Former railway station in South Australia, Australia

Saddleworth railway station was located on the Roseworthy-Peterborough railway line. It served the town of Saddleworth, South Australia.

==History==
===Opening===
The first stage of the broad gauge Burra line from a junction at Roseworthy to Forresters (now Tarlee) opened on 3 July 1869. It extended to Manoora on 21 February 1870, Burra on 29 August 1870, Hallett on 10 March 1878 and Terowie on 14 December 1880. Terowie was a break of gauge station with the line continuing north to Peterborough as a narrow gauge line, opening on 11 May 1881. The current Saddleworth railway station was built in 1897–98. It was identical to other stations along the line like Merildin, consisting of a station building and a hammered veranda edgingIt also consisted of a railway siding and a station master's garden.

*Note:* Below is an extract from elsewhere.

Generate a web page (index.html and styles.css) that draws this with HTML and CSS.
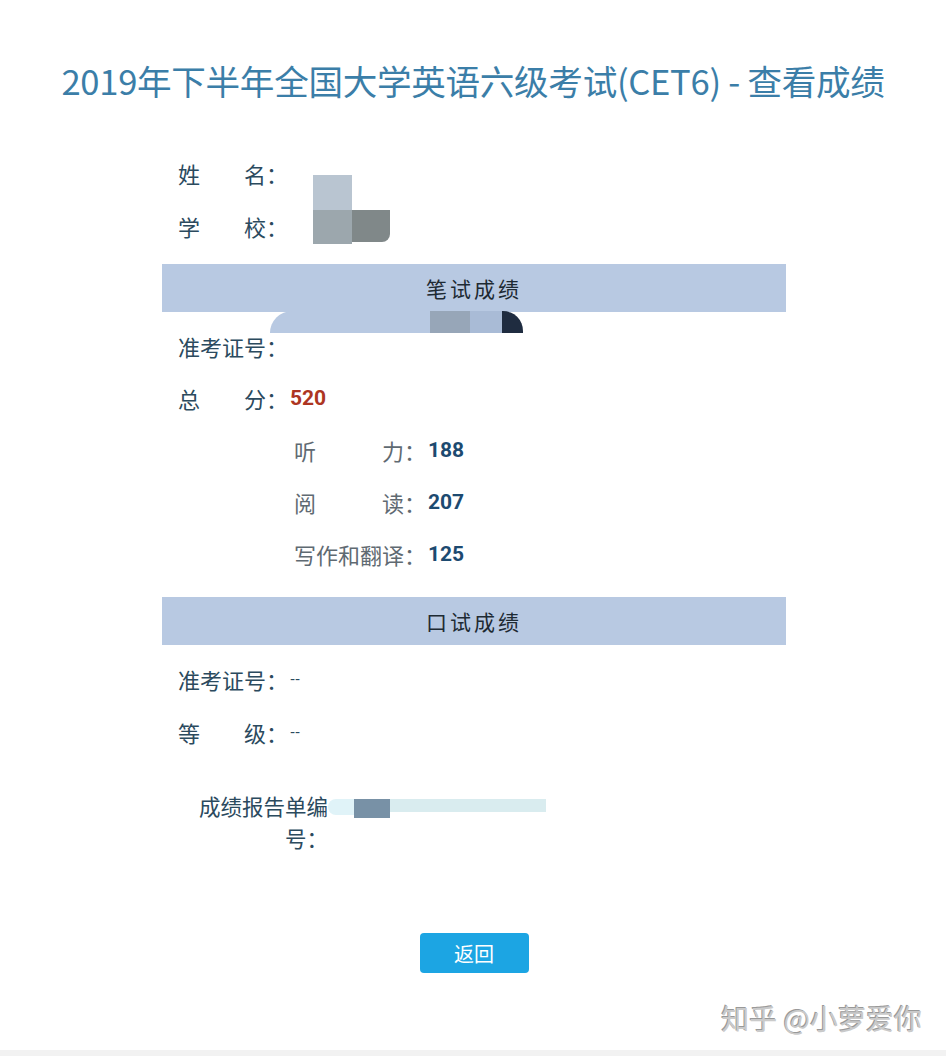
FILE: index.html
```html
<!DOCTYPE html>
<html lang="zh-CN">
<head>
<meta charset="utf-8">
<title>查看成绩</title>
<link rel="stylesheet" href="styles.css">
</head>
<body>
<div class="page">
  <h1 class="title">2019年下半年全国大学英语六级考试(CET6) - 查看成绩</h1>

  <div class="card">
    <div class="info">
      <div class="row"><span class="lbl">姓名</span><span class="colon">：</span><span class="val"></span></div>
      <div class="row"><span class="lbl">学校</span><span class="colon">：</span><span class="val"></span></div>
      <div class="mosaic m-name">
        <i class="tile t1"></i><i class="tile t2"></i><i class="tile t3"></i>
      </div>
    </div>

    <div class="bar">笔试成绩</div>

    <div class="info written">
      <div class="mosaic m-id">
        <i class="tile t4"></i><i class="tile t5"></i><i class="tile t6"></i><i class="tile t7"></i>
      </div>
      <div class="row"><span class="lbl">准考证号</span><span class="colon">：</span><span class="val"></span></div>
      <div class="row"><span class="lbl">总分</span><span class="colon">：</span><span class="val total">520</span></div>
      <div class="row sub"><span class="lbl wide">听力</span><span class="colon">：</span><span class="val score">188</span></div>
      <div class="row sub"><span class="lbl wide">阅读</span><span class="colon">：</span><span class="val score">207</span></div>
      <div class="row sub"><span class="lbl wide">写作和翻译</span><span class="colon">：</span><span class="val score">125</span></div>
    </div>

    <div class="bar bar2">口试成绩</div>

    <div class="info oral">
      <div class="row tall"><span class="lbl">准考证号</span><span class="colon">：</span><span class="val dash">--</span></div>
      <div class="row tall"><span class="lbl">等级</span><span class="colon">：</span><span class="val dash">--</span></div>
    </div>

    <div class="report">
      <span class="report-lbl">成绩报告单编号：</span>
      <span class="report-val"><i class="tile t8"></i><i class="tile t9"></i><i class="tile t10"></i></span>
    </div>

    <div class="actions"><button class="btn" type="button">返回</button></div>
  </div>

  <div class="watermark">知乎 @小萝爱你</div>
  <div class="bottom-strip"></div>
</div>
</body>
</html>
```

FILE: styles.css
```css
html, body {
  margin: 0;
  padding: 0;
  background: #ffffff;
}
body {
  font-family: "Noto Sans CJK SC", "Noto Sans", sans-serif;
  width: 946px;
  height: 1056px;
  overflow: hidden;
}
.page {
  position: relative;
  height: 1056px;
  display: flex;
  flex-direction: column;
}
.title {
  margin: 56px 0 0 0;
  font-weight: 400;
  font-size: 34.6px;
  line-height: 48px;
  color: #3b7ea8;
  text-align: center;
  letter-spacing: -0.3px;
}
.card {
  width: 624px;
  margin: 42px 0 0 162px;
  display: flex;
  flex-direction: column;
}
.info {
  position: relative;
  padding-left: 16px;
}
.row {
  display: flex;
  align-items: center;
  height: 52px;
  font-size: 22px;
  color: #2b4a5e;
}
.row.tall {
  height: 53px;
}
.info:first-child .row {
  height: 53px;
}
.lbl {
  display: inline-block;
  width: 88px;
  text-align: justify;
  text-align-last: justify;
  white-space: nowrap;
}
.lbl.wide {
  width: 110px;
}
.colon {
  width: 24px;
}
.val {
  font-family: "Roboto", "Liberation Sans", sans-serif;
}
.total {
  color: #ad3522;
  font-weight: 700;
  font-size: 21px;
}
.sub {
  padding-left: 116px;
  color: #5f6a72;
}
.sub .colon {
  color: #5f6a72;
}
.score {
  color: #1d4a70;
  font-weight: 700;
  font-size: 21px;
}
.dash {
  font-family: "DejaVu Sans", sans-serif;
  color: #2b4a5e;
  font-size: 14px;
  letter-spacing: 0;
}
.bar {
  margin-top: 12px;
  height: 48px;
  background: #b8c9e2;
  display: flex;
  align-items: center;
  justify-content: center;
  font-size: 21px;
  letter-spacing: 3px;
  color: #1e2a33;
}
.written {
  margin-top: 8px;
}
.bar2 {
  margin-top: 17px;
}
.oral {
  margin-top: 7px;
}
.mosaic {
  position: absolute;
  left: 0;
  top: 0;
}
.tile {
  position: absolute;
  display: block;
}
.m-name .t1 { left: 151px; top: 29px; width: 39px; height: 38px; background: #b9c5d1; }
.m-name .t2 { left: 151px; top: 64px; width: 39px; height: 34px; background: #9ca7ad; }
.m-name .t3 { left: 190px; top: 64px; width: 38px; height: 32px; background: #808889; border-radius: 0 0 8px 0; }
.m-id .t4 { left: 108px; top: -9px; width: 160px; height: 22px; background: #b8c9e2; border-radius: 30px 0 0 0; }
.m-id .t5 { left: 268px; top: -9px; width: 40px; height: 22px; background: #97a6b8; }
.m-id .t6 { left: 308px; top: -9px; width: 32px; height: 22px; background: #a9bbd6; }
.m-id .t7 { left: 340px; top: -9px; width: 21px; height: 22px; background: #1f2c40; border-radius: 0 20px 0 0; }
.report {
  margin-top: 32px;
  display: flex;
  align-items: flex-start;
  padding-left: 32px;
}
.report-lbl {
  width: 134px;
  text-align: right;
  font-size: 21.5px;
  line-height: 32px;
  color: #2b4a5e;
}
.report-val {
  position: relative;
  display: block;
  width: 220px;
  height: 32px;
}
.t8 { left: 0; top: 9px; width: 28px; height: 16px; background: #e0f3f8; border-radius: 10px 0 0 10px; }
.t9 { left: 26px; top: 9px; width: 36px; height: 19px; background: #7891a6; }
.t10 { left: 62px; top: 9px; width: 156px; height: 13px; background: #d9ecef; }
.actions {
  display: flex;
  justify-content: center;
  margin-top: 79px;
}
.btn {
  width: 109px;
  height: 40px;
  border: none;
  border-radius: 4px;
  background: #1ca5e3;
  color: #ffffff;
  font-family: "Noto Sans CJK SC", sans-serif;
  font-size: 20px;
  padding: 0;
  margin-left: 0;
}
.watermark {
  position: absolute;
  right: 24px;
  top: 998px;
  font-size: 28px;
  line-height: 40px;
  color: #cacaca;
  text-shadow: -1px -1px 0 #999999;
}
.bottom-strip {
  position: absolute;
  left: 0;
  right: 0;
  bottom: 0;
  height: 6px;
  background: #f2f2f2;
}
```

==Closure and demolition==
In 1978, the station and all associated infrastructure was included in the transfer of South Australian Railways to Australian National. The station closed for regular passenger use on 13 December 1986, but some special train tours used the station afterwards. The last passenger train, a SteamRanger tour hauled by former SAR steam locomotive 621 and recently acquired diesel locomotive 958 used the station on 19 September 1992. In 1997, the station and railway line were included in the transfer of Australian National's South Australian freight assets to Australian Southern Railroad (later known as One Rail Australia.) Grain trains last used the silos at Saddleworth in October 2005. The station remnants and railway line were included in Aurizon's purchase of One Rail Australia in 2022. The station has since been demolished.

==Proposed connections==
A railway from Clare to Saddleworth was proposed in 1875 but it was rejected for various reasons. Another railway was proposed to branch off from the Morgan line at Kapunda but it was also rejected.